▶ **SHORT PROBLEM**:
Extract the lines that hold the string "styled".

Interface markup and scripts
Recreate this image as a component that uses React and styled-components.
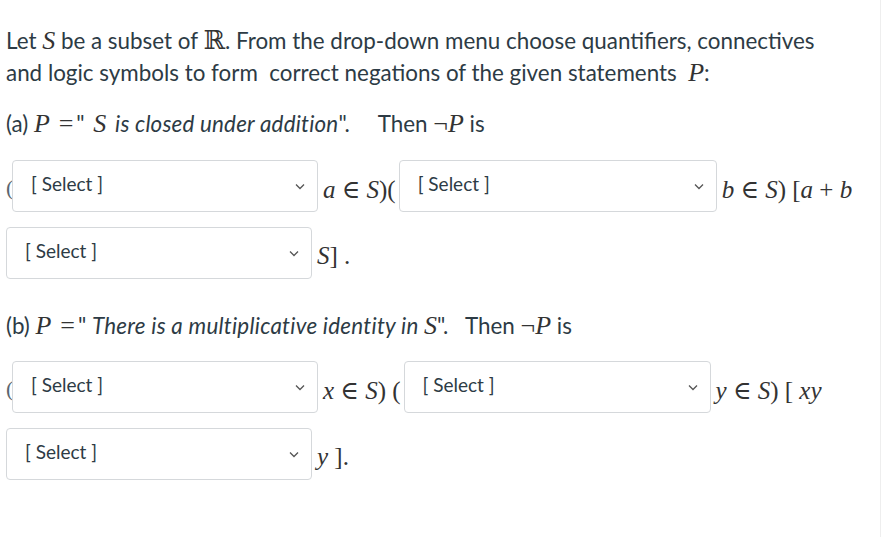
import styled, { createGlobalStyle } from "styled-components";

const GlobalStyle = createGlobalStyle`
  html, body {
    margin: 0;
    padding: 0;
    background: #ffffff;
  }
  body {
    font-family: Lato, "Open Sans", sans-serif;
    color: #2d3b45;
  }
`;

const Page = styled.div`
  width: 881px;
  height: 537px;
  box-sizing: border-box;
  padding: 25px 0 0 6px;
  border-right: 1px solid #eeeeee;
  overflow: hidden;
`;

const Para = styled.p`
  margin: ${({ $top }) => $top || 0}px 0 0 0;
  font-size: 22.4px;
  line-height: 32px;
  height: 32px;
  white-space: nowrap;
`;

const M = styled.span`
  font-family: "Liberation Serif", "DejaVu Serif", serif;
  font-style: ${({ $up }) => ($up ? "normal" : "italic")};
  font-size: 26px;
  line-height: 0;
  color: #333;
  margin: 0 ${({ $pad }) => $pad || 0}px;
`;

const Em = styled.span`
  font-style: italic;
  letter-spacing: ${({ $ls }) => $ls || 0}px;
`;

const Row = styled.div`
  display: flex;
  align-items: center;
  margin-top: ${({ $top }) => $top}px;
  height: 52px;
`;

const Paren = styled.span`
  font-family: "Liberation Serif", "DejaVu Serif", serif;
  font-size: 22px;
  color: #5a6670;
  width: 6px;
  margin-top: 4px;
`;

const Box = styled.div`
  box-sizing: border-box;
  width: ${({ $w }) => $w || 306}px;
  height: 52px;
  border: 1px solid #d5d8db;
  border-radius: 4px;
  background: #fff;
  display: flex;
  align-items: center;
  justify-content: space-between;
  padding: 0 12px 5px 18px;
  font-size: 19px;
  color: #2d3b45;
  svg {
    margin-top: 6px;
  }
`;

const Expr = styled.span`
  font-family: "Liberation Serif", "DejaVu Serif", serif;
  font-size: 25px;
  color: #333;
  white-space: pre;
  margin: 6px 3px 0 5px;
`;

const I = styled.i`
  font-style: italic;
`;

const Chevron = () => (
  <svg width="10" height="7" viewBox="0 0 10 7">
    <path d="M1 1.5l4 4 4-4" fill="none" stroke="#555" strokeWidth="1.3" />
  </svg>
);

const Select = ({ w }) => (
  <Box $w={w}>
    <span>[ Select ]</span>
    <Chevron />
  </Box>
);

export default function App() {
  return (
    <>
      <GlobalStyle />
      <Page>
        <Para>
          Let <M>S</M> be a subset of <M $up>ℝ</M>. From the drop-down menu choose quantifiers, connectives
        </Para>
        <Para>
          and logic symbols to form&nbsp; correct negations of the given statements&nbsp; <M>P</M>:
        </Para>
        <Para $top={19}>
          (a) <M>P</M> <M $up $pad={3}>=</M>" <M $pad={3}>S</M> <Em $ls={0.2}>is closed under addition</Em>".&nbsp;&nbsp;&nbsp;&nbsp; Then <M $up>¬</M><M>P</M> is
        </Para>

        <Row $top={20}>
          <Paren>(</Paren>
          <Select />
          <Expr>
            <I>a</I> ∈ <I>S</I>)(
          </Expr>
          <Select w={318} />
          <Expr>
            <I>b</I> ∈ <I>S</I>) [<I>a</I> + <I>b</I>
          </Expr>
        </Row>
        <Row $top={15}>
          <Select />
          <Expr>
            <I>S</I>] .
          </Expr>
        </Row>

        <Para $top={31}>
          (b) <M>P</M> <M $up $pad={3}>=</M>" <Em $ls={0.25}>There is a multiplicative identity in </Em><M>S</M>".&nbsp;&nbsp; Then <M $up>¬</M><M>P</M> is
        </Para>

        <Row $top={19}>
          <Paren>(</Paren>
          <Select />
          <Expr>
            <I>x</I> ∈ <I>S</I>) (
          </Expr>
          <Select w={307} />
          <Expr>
            <I>y</I> ∈ <I>S</I>) [ <I>xy</I>
          </Expr>
        </Row>
        <Row $top={15}>
          <Select />
          <Expr>
            <I>y</I> ].
          </Expr>
        </Row>
      </Page>
    </>
  );
}
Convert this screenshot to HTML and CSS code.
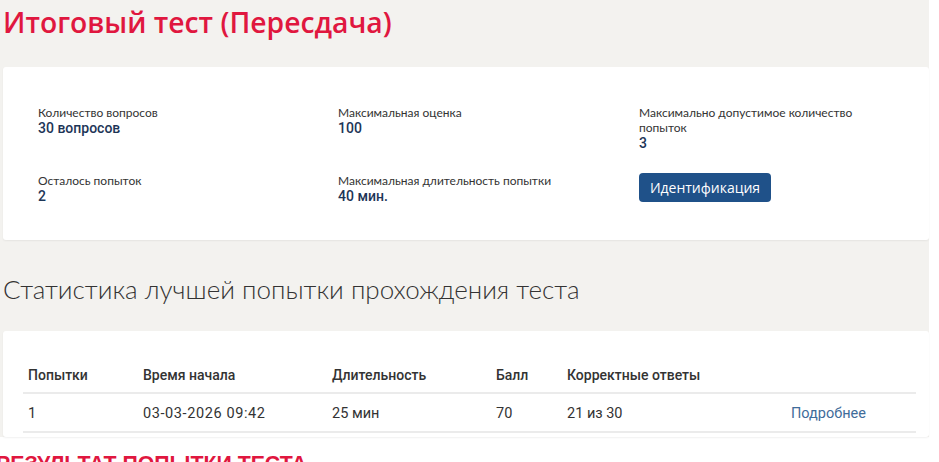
FILE: index.html
```html
<!DOCTYPE html>
<html lang="ru">
<head>
  <meta charset="UTF-8" />
  <meta name="viewport" content="width=device-width, initial-scale=1.0" />
  <title>Итоговый тест (Пересдача)</title>
  <link rel="stylesheet" href="styles.css">
</head>
<body>
  <div class="page">
    <h1 class="test-title">Итоговый тест (Пересдача)</h1>

    <div class="card info-card">
      <div class="info-grid">
        <div class="info-item">
          <div class="info-label">Количество вопросов</div>
          <div class="info-value">30 вопросов</div>
        </div>
        <div class="info-item">
          <div class="info-label">Максимальная оценка</div>
          <div class="info-value">100</div>
        </div>
        <div class="info-item">
          <div class="info-label">Максимально допустимое количество попыток</div>
          <div class="info-value">3</div>
        </div>
        <div class="info-item">
          <div class="info-label">Осталось попыток</div>
          <div class="info-value">2</div>
        </div>
        <div class="info-item">
          <div class="info-label">Максимальная длительность попытки</div>
          <div class="info-value">40 мин.</div>
        </div>
        <div class="info-item">
          <button class="btn-primary" id="identify">Идентификация</button>
        </div>
      </div>
    </div>

    <h2 class="section-title">Статистика лучшей попытки прохождения теста</h2>

    <div class="card stats-card">
      <table class="stats-table">
        <colgroup>
          <col class="col-attempt">
          <col class="col-start">
          <col class="col-duration">
          <col class="col-score">
          <col class="col-correct">
          <col>
        </colgroup>
        <thead>
          <tr>
            <th>Попытки</th>
            <th>Время начала</th>
            <th>Длительность</th>
            <th>Балл</th>
            <th>Корректные ответы</th>
            <th></th>
          </tr>
        </thead>
        <tbody>
          <tr>
            <td>1</td>
            <td class="cell-date">03-03-2026 09:42</td>
            <td>25 мин</td>
            <td>70</td>
            <td>21 из 30</td>
            <td><a href="#" class="details-link">Подробнее</a></td>
          </tr>
        </tbody>
      </table>
    </div>
  </div>

  <div class="result-head">Результат попытки теста</div>
</body>
</html>
```

FILE: styles.css
```css
:root {
  --page-bg: #f3f2ef;
  --card-bg: #ffffff;
  --accent-red: #e0173f;
  --text-color: #333333;
  --value-color: #1d3557;
  --button-color: #1f5189;
  --link-color: #3f6c9a;
  --line-color: #ebebeb;
}

body {
  margin: 0;
  padding: 0;
  font-family: Roboto, 'Open Sans', sans-serif;
  color: var(--text-color);
  background-color: #ffffff;
  overflow: hidden;
}

.page {
  width: 926px;
  padding: 0 0 0 3px;
  background-color: var(--page-bg);
}

.test-title {
  margin: 0;
  padding: 2px 0 0;
  font-family: 'Open Sans', sans-serif;
  font-size: 28.3px;
  font-weight: 600;
  line-height: 40px;
  color: var(--accent-red);
}

.card {
  background-color: var(--card-bg);
  border-radius: 3px;
  box-shadow: 0 1px 2px rgba(0, 0, 0, 0.06);
}

.info-card {
  margin-top: 25px;
  padding: 38px 35px;
  height: 97px;
}

.info-grid {
  display: grid;
  grid-template-columns: 300px 301px 1fr;
  grid-template-rows: 48px 29px;
  row-gap: 20px;
}

.info-label {
  max-width: 240px;
  font-family: Lato, Roboto, sans-serif;
  font-size: 12px;
  line-height: 15px;
}

.info-value {
  font-size: 14px;
  font-weight: 500;
  line-height: 16px;
  color: var(--value-color);
}

.btn-primary {
  width: 132px;
  height: 29px;
  padding: 0;
  border: none;
  border-radius: 4px;
  background-color: var(--button-color);
  color: #fff;
  font-family: 'Open Sans', sans-serif;
  font-size: 14px;
  cursor: pointer;
}

.section-title {
  margin: 0;
  padding: 31px 0 0;
  font-family: Lato, Roboto, sans-serif;
  font-size: 26px;
  font-weight: 300;
  line-height: 36px;
  color: var(--text-color);
}

.stats-card {
  margin-top: 24px;
  padding: 26px 13px 4px 20px;
}

.stats-table {
  width: 100%;
  border-collapse: collapse;
  font-size: 14.5px;
}

.col-attempt { width: 115px; }
.col-start { width: 189px; }
.col-duration { width: 164px; }
.col-score { width: 71px; }
.col-correct { width: 224px; }

.stats-table th {
  text-align: left;
  font-size: 14px;
  font-weight: 500;
  padding: 9px 5px 7px;
  line-height: 19px;
  border-bottom: 2px solid var(--line-color);
}

.stats-table td {
  padding: 10px 5px 8px;
  line-height: 19px;
  border-bottom: 2px solid var(--line-color);
}

.stats-table .cell-date {
  letter-spacing: 0.6px;
}

.details-link {
  color: var(--link-color);
  text-decoration: none;
}

.result-head {
  margin: 15px 0 0 -4px;
  font-family: 'Liberation Sans', Arial, sans-serif;
  font-size: 21.3px;
  font-weight: 700;
  text-transform: uppercase;
  color: var(--accent-red);
}
```
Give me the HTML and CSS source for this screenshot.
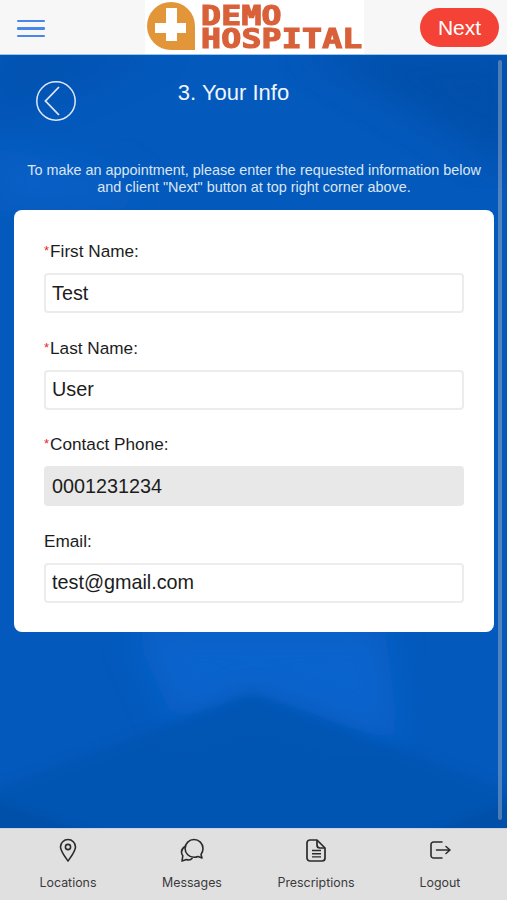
FILE: index.html
```html
<!DOCTYPE html>
<html lang="en">
  <head>
    <meta charset="UTF-8" />
    <meta name="viewport" content="width=device-width, initial-scale=1" />
    <title>Your Info</title>
    <link rel="stylesheet" href="styles.css">
  </head>
  <body>
    <div class="app">
      <header class="top-bar">
        <button class="menu-btn" aria-label="Menu">
          <span></span><span></span><span></span>
        </button>
        <div class="logo">
          <svg class="logo-mark" width="48" height="48" viewBox="0 0 48 48">
            <path d="M24 0a24 24 0 0 1 24 24v24H24A24 24 0 0 1 24 0z" fill="#e29639" />
            <path d="M19 6h11v15h9v10h-9v8H19v-8H8V21h11z" fill="#fff" />
          </svg>
          <div class="logo-text">DEMO
HOSPITAL</div>
        </div>
        <button class="next-btn">Next</button>
      </header>

      <main class="main">
        <!-- faint polygon pattern behind the page -->
        <svg class="bg-pattern" width="507" height="773" viewBox="0 0 507 773">
          <defs>
            <filter id="soft"><feGaussianBlur stdDeviation="5" /></filter>
            <filter id="softer"><feGaussianBlur stdDeviation="18" /></filter>
          </defs>
          <polygon points="300,-10 520,-10 520,120" fill="#024ca4" opacity="0.7" filter="url(#softer)" />
          <polygon points="-10,-10 170,-10 -10,70" fill="#024ca4" opacity="0.45" filter="url(#softer)" />
          <polygon points="-10,90 120,120 150,155 -10,155" fill="#0766cf" opacity="0.5" filter="url(#softer)" />
          <polygon points="130,570 385,570 400,690 252,638 175,668" fill="#0869d4" opacity="0.7" filter="url(#softer)" />
          <polygon points="-10,735 252,638 517,738 517,780 -10,780" fill="#0252ae" opacity="0.65" filter="url(#soft)" />
          <polygon points="-10,745 100,780 -10,780" fill="#01479a" opacity="0.4" filter="url(#soft)" />
          <polygon points="517,745 420,780 517,780" fill="#01479a" opacity="0.4" filter="url(#soft)" />
        </svg>
        <div class="scrollbar"></div>
        <div class="title-row">
          <button class="back-btn" aria-label="Back">
            <svg width="40" height="40" viewBox="0 0 40 40" fill="none" stroke="#dfe9f6">
              <circle cx="20" cy="20" r="19.200" stroke-width="1.500" />
              <path d="M23 6 L9.500 20 L23 34" stroke-width="1.800" />
            </svg>
          </button>
          <h1>3. Your Info</h1>
        </div>
        <p class="intro">
          To make an appointment, please enter the requested information below
          and client "Next" button at top right corner above.
        </p>

        <form class="card">
          <div class="form-group">
            <label for="firstName"><span class="req">*</span>First Name:</label>
            <input type="text" id="firstName" value="Test" />
          </div>
          <div class="form-group">
            <label for="lastName"><span class="req">*</span>Last Name:</label>
            <input type="text" id="lastName" value="User" />
          </div>
          <div class="form-group">
            <label for="phone"><span class="req">*</span>Contact Phone:</label>
            <input type="text" id="phone" value="0001231234" disabled />
          </div>
          <div class="form-group">
            <label for="email">Email:</label>
            <input type="text" id="email" value="test@gmail.com" />
          </div>
        </form>
      </main>

      <nav class="tabs">
        <a class="tab">
          <svg width="24" height="26" viewBox="0 0 24 26" fill="none" stroke="#2b2b2b" stroke-width="1.600">
            <path d="M12 24C8 18.500 4.500 14 4.500 10a7.500 7.500 0 0 1 15 0C19.500 14 16 18.500 12 24z" stroke-linejoin="round" />
            <circle cx="12" cy="10" r="2.600" />
          </svg>
          <span>Locations</span>
        </a>
        <a class="tab">
          <svg width="26" height="26" viewBox="0 0 26 26" fill="none" stroke="#2b2b2b" stroke-width="1.600" stroke-linejoin="round">
            <path d="M15 2.500a9 9 0 0 1 9 9c0 2.500-.8 4.500-2 6l1 3.500-4-1.500c-1.200.5-2.600.8-4 .8a8.900 8.900 0 0 1 0-17.800z" />
            <path d="M6 9.500C3.500 11 2.500 13 2.500 15c0 1.500.5 2.800 1.300 3.800L3 24l4.500-1.500c2 .8 4.500.3 6-1.500" />
          </svg>
          <span>Messages</span>
        </a>
        <a class="tab">
          <svg width="24" height="26" viewBox="0 0 24 26" fill="none" stroke="#2b2b2b" stroke-width="1.700" stroke-linejoin="round">
            <path d="M6 3h7l8 8v10a3 3 0 0 1-3 3H6a3 3 0 0 1-3-3V6a3 3 0 0 1 3-3z" />
            <path d="M13 3v5a3 3 0 0 0 3 3h5" />
            <path d="M8 13.500h9M8 16.700h9M8 19.900h9" stroke-width="1.400" />
          </svg>
          <span>Prescriptions</span>
        </a>
        <a class="tab">
          <svg width="26" height="26" viewBox="0 0 26 26" fill="none" stroke="#2b2b2b" stroke-width="1.600" stroke-linecap="round" stroke-linejoin="round">
            <path d="M15 5H6.500A2.500 2.500 0 0 0 4 7.500v11A2.500 2.500 0 0 0 6.500 21H15" />
            <path d="M9.500 13H23M19 9.500l4 3.500-4 3.500" />
          </svg>
          <span>Logout</span>
        </a>
      </nav>
    </div>
  </body>
</html>
```

FILE: styles.css
```css
* {
  box-sizing: border-box;
}
html,
body {
  height: 100%;
  margin: 0;
  padding: 0;
  font-family: 'Liberation Sans', Arial, sans-serif;
  color: #1c1c1c;
}
button {
  font: inherit;
  border: none;
  background: none;
  padding: 0;
}
.app {
  display: flex;
  flex-direction: column;
  height: 900px;
}

/* top bar */
.top-bar {
  height: 55px;
  flex: none;
  display: flex;
  align-items: flex-start;
  padding-left: 17px;
  background-color: #f7f7f7;
  border-bottom: 1px solid #9cc6ea;
}
.menu-btn {
  width: 28px;
  margin-top: 19.500px;
  display: flex;
  flex-direction: column;
  gap: 5.300px;
}
.menu-btn span {
  height: 2.400px;
  background-color: #4a86e8;
  border-radius: 1px;
}
.logo {
  width: 219px;
  height: 54px;
  margin-left: 100px;
  display: flex;
  padding: 2px 0 0 2px;
  background-color: #fff;
}
.logo-mark {
  flex: none;
}
.logo-text {
  margin: 2px 0 0 6px;
  font-family: 'DejaVu Sans Mono', monospace;
  font-weight: 700;
  font-size: 26.500px;
  line-height: 23px;
  letter-spacing: 0.2px;
  white-space: pre;
  color: #d9613a;
  -webkit-text-stroke: 1.200px #d9613a;
  transform: scaleX(1.25);
  transform-origin: left top;
}
.next-btn {
  width: 79px;
  height: 39px;
  margin: 8px 0 0 56px;
  border-radius: 20px;
  background-color: #f44336;
  color: #fff;
  font-size: 21px;
}

/* main */
.main {
  position: relative;
  flex: 1;
  padding: 26px 13px 0 14px;
  background-color: #0459bc;
  overflow: hidden;
}
.bg-pattern {
  position: absolute;
  left: 0;
  top: 0;
}
.scrollbar {
  position: absolute;
  top: 5px;
  right: 5px;
  width: 4px;
  height: 760px;
  border-radius: 2px;
  background-color: rgba(170, 180, 195, 0.45);
}
.title-row {
  position: relative;
  height: 52px;
  text-align: center;
}
.back-btn {
  position: absolute;
  left: 22px;
  top: 0;
  width: 40px;
  height: 40px;
}
.title-row h1 {
  margin: 0;
  padding-right: 41px;
  font-size: 22px;
  font-weight: 400;
  line-height: 24px;
  color: #f0f5fb;
}
.intro {
  position: relative;
  margin: 29px 0 0;
  padding: 0 5px;
  font-size: 14.400px;
  line-height: 17px;
  text-align: center;
  color: #dbe6f4;
}
.card {
  position: relative;
  margin-top: 14px;
  width: 480px;
  height: 422px;
  padding: 29px 30px 0;
  background-color: #fff;
  border-radius: 8px;
}
.form-group {
  height: 96.500px;
}
.form-group label {
  display: block;
  height: 34px;
  font-size: 17.200px;
  line-height: 24px;
}
.req {
  margin-right: 1px;
  color: #e8262a;
  font-size: 13px;
  vertical-align: 2px;
}
.form-group input {
  display: block;
  width: 420px;
  height: 40px;
  padding: 0 6px;
  font: inherit;
  font-size: 19.800px;
  color: #1c1c1c;
  background-color: #fff;
  border: 2px solid #ececec;
  border-radius: 4px;
  outline: none;
}
.form-group input:disabled {
  background-color: #e8e8e8;
  border-color: #e8e8e8;
  opacity: 1;
}

/* tab bar */
.tabs {
  height: 72px;
  flex: none;
  display: grid;
  grid-template-columns: repeat(4, 124px);
  padding: 8px 6px 0;
  background-color: #e0e0e0;
  border-top: 1px solid #c9d2dc;
}
.tab {
  display: flex;
  flex-direction: column;
  align-items: center;
  gap: 12px;
  font-family: 'Inter', sans-serif;
  font-size: 12.400px;
  line-height: 16px;
  color: #3a3a3a;
}
.tab svg {
  flex: none;
}
```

▶ **ANSWER TO THE TASK**:
Recreate this image as a component that uses React and styled-components.
import styled, { createGlobalStyle } from "styled-components";
const Page = styled.div`
const Para = styled.p`
const M = styled.span`
const Em = styled.span`
const Row = styled.div`
const Paren = styled.span`
const Box = styled.div`
const Expr = styled.span`
const I = styled.i`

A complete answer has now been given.